REQUIRED TASK
Give back the full listing verbatim, apart from its images.
╔══
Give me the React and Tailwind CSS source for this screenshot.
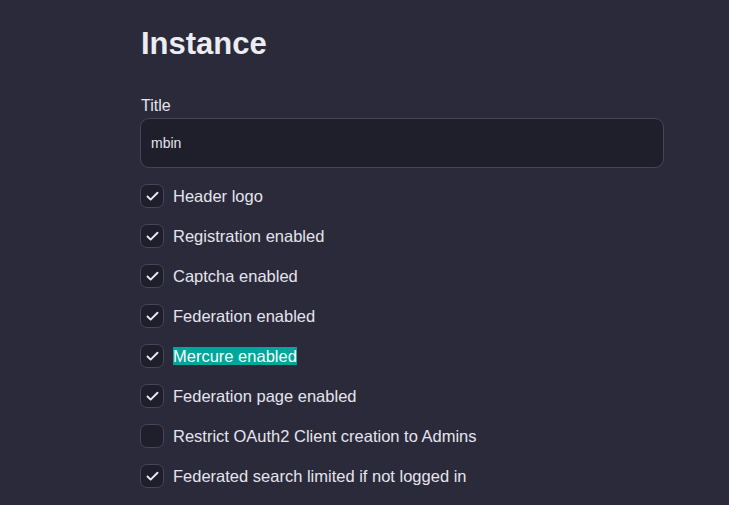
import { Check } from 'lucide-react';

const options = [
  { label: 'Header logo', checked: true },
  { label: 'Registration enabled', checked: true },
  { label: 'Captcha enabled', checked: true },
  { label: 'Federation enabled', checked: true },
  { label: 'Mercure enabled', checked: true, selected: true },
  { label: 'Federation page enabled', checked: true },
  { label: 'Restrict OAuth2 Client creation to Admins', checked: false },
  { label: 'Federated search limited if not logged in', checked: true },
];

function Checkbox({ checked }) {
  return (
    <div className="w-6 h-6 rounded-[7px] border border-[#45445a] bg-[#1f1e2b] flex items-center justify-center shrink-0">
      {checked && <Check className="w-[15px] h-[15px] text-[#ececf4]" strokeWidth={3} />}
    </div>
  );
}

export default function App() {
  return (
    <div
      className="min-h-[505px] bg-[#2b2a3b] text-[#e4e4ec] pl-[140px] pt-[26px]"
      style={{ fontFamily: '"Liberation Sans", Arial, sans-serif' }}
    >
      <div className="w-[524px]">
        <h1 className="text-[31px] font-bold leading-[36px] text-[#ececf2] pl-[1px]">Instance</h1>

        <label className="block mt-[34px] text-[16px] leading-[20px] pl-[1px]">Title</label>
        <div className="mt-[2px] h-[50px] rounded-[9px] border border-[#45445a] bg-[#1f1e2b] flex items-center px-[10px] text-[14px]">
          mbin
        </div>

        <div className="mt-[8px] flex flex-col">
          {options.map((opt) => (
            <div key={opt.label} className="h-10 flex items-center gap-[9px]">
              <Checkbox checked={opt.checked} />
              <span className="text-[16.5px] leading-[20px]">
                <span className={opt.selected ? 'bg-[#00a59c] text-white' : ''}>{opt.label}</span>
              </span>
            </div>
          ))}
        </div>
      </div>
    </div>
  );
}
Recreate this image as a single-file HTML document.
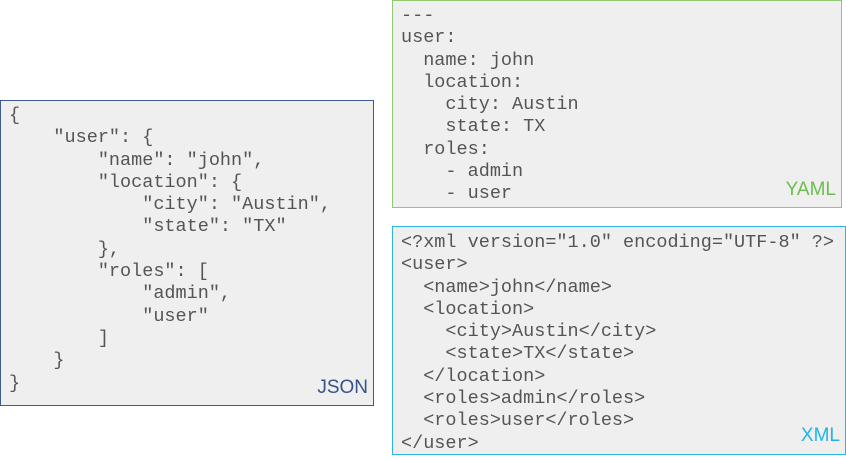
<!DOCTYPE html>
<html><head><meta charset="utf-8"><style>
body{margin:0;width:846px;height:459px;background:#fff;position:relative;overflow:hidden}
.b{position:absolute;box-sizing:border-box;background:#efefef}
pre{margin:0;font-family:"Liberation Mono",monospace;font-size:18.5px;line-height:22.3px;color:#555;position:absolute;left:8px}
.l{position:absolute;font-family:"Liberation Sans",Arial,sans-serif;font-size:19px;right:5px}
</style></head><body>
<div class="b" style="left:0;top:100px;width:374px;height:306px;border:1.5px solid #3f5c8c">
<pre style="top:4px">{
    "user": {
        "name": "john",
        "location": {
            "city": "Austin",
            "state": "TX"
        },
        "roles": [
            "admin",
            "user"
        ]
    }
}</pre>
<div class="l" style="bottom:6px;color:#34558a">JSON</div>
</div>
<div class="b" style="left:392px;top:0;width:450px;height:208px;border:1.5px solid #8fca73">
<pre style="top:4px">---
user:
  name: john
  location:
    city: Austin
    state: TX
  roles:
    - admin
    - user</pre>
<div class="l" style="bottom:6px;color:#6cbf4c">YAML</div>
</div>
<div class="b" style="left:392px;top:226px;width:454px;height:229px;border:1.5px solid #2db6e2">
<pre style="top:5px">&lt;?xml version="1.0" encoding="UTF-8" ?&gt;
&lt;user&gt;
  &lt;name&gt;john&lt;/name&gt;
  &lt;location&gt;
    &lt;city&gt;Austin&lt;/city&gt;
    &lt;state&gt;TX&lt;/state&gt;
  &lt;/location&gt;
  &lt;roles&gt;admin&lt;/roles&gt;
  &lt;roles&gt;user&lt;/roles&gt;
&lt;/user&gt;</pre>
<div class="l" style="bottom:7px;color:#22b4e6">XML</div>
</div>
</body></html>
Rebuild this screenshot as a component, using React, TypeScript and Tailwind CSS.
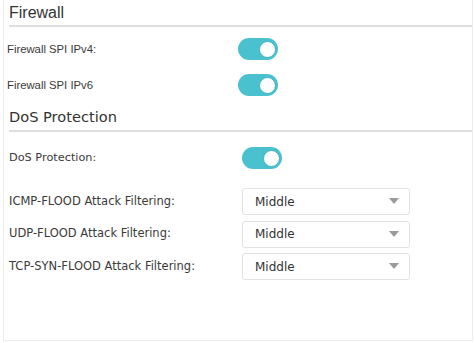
╚══
ANSWER TO THIS TASK
Give me the React and Tailwind CSS source for this screenshot.
import { Check } from 'lucide-react';

const options = [
  { label: 'Header logo', checked: true },
  { label: 'Registration enabled', checked: true },
  { label: 'Captcha enabled', checked: true },
  { label: 'Federation enabled', checked: true },
  { label: 'Mercure enabled', checked: true, selected: true },
  { label: 'Federation page enabled', checked: true },
  { label: 'Restrict OAuth2 Client creation to Admins', checked: false },
  { label: 'Federated search limited if not logged in', checked: true },
];

function Checkbox({ checked }) {
  return (
    <div className="w-6 h-6 rounded-[7px] border border-[#45445a] bg-[#1f1e2b] flex items-center justify-center shrink-0">
      {checked && <Check className="w-[15px] h-[15px] text-[#ececf4]" strokeWidth={3} />}
    </div>
  );
}

export default function App() {
  return (
    <div
      className="min-h-[505px] bg-[#2b2a3b] text-[#e4e4ec] pl-[140px] pt-[26px]"
      style={{ fontFamily: '"Liberation Sans", Arial, sans-serif' }}
    >
      <div className="w-[524px]">
        <h1 className="text-[31px] font-bold leading-[36px] text-[#ececf2] pl-[1px]">Instance</h1>

        <label className="block mt-[34px] text-[16px] leading-[20px] pl-[1px]">Title</label>
        <div className="mt-[2px] h-[50px] rounded-[9px] border border-[#45445a] bg-[#1f1e2b] flex items-center px-[10px] text-[14px]">
          mbin
        </div>

        <div className="mt-[8px] flex flex-col">
          {options.map((opt) => (
            <div key={opt.label} className="h-10 flex items-center gap-[9px]">
              <Checkbox checked={opt.checked} />
              <span className="text-[16.5px] leading-[20px]">
                <span className={opt.selected ? 'bg-[#00a59c] text-white' : ''}>{opt.label}</span>
              </span>
            </div>
          ))}
        </div>
      </div>
    </div>
  );
}
Recreate this image as a single-file HTML document.
<!DOCTYPE html>
<html><head><meta charset="utf-8"><style>
body{margin:0;width:846px;height:459px;background:#fff;position:relative;overflow:hidden}
.b{position:absolute;box-sizing:border-box;background:#efefef}
pre{margin:0;font-family:"Liberation Mono",monospace;font-size:18.5px;line-height:22.3px;color:#555;position:absolute;left:8px}
.l{position:absolute;font-family:"Liberation Sans",Arial,sans-serif;font-size:19px;right:5px}
</style></head><body>
<div class="b" style="left:0;top:100px;width:374px;height:306px;border:1.5px solid #3f5c8c">
<pre style="top:4px">{
    "user": {
        "name": "john",
        "location": {
            "city": "Austin",
            "state": "TX"
        },
        "roles": [
            "admin",
            "user"
        ]
    }
}</pre>
<div class="l" style="bottom:6px;color:#34558a">JSON</div>
</div>
<div class="b" style="left:392px;top:0;width:450px;height:208px;border:1.5px solid #8fca73">
<pre style="top:4px">---
user:
  name: john
  location:
    city: Austin
    state: TX
  roles:
    - admin
    - user</pre>
<div class="l" style="bottom:6px;color:#6cbf4c">YAML</div>
</div>
<div class="b" style="left:392px;top:226px;width:454px;height:229px;border:1.5px solid #2db6e2">
<pre style="top:5px">&lt;?xml version="1.0" encoding="UTF-8" ?&gt;
&lt;user&gt;
  &lt;name&gt;john&lt;/name&gt;
  &lt;location&gt;
    &lt;city&gt;Austin&lt;/city&gt;
    &lt;state&gt;TX&lt;/state&gt;
  &lt;/location&gt;
  &lt;roles&gt;admin&lt;/roles&gt;
  &lt;roles&gt;user&lt;/roles&gt;
&lt;/user&gt;</pre>
<div class="l" style="bottom:7px;color:#22b4e6">XML</div>
</div>
</body></html>
Rebuild this screenshot as a component, using React, TypeScript and Tailwind CSS.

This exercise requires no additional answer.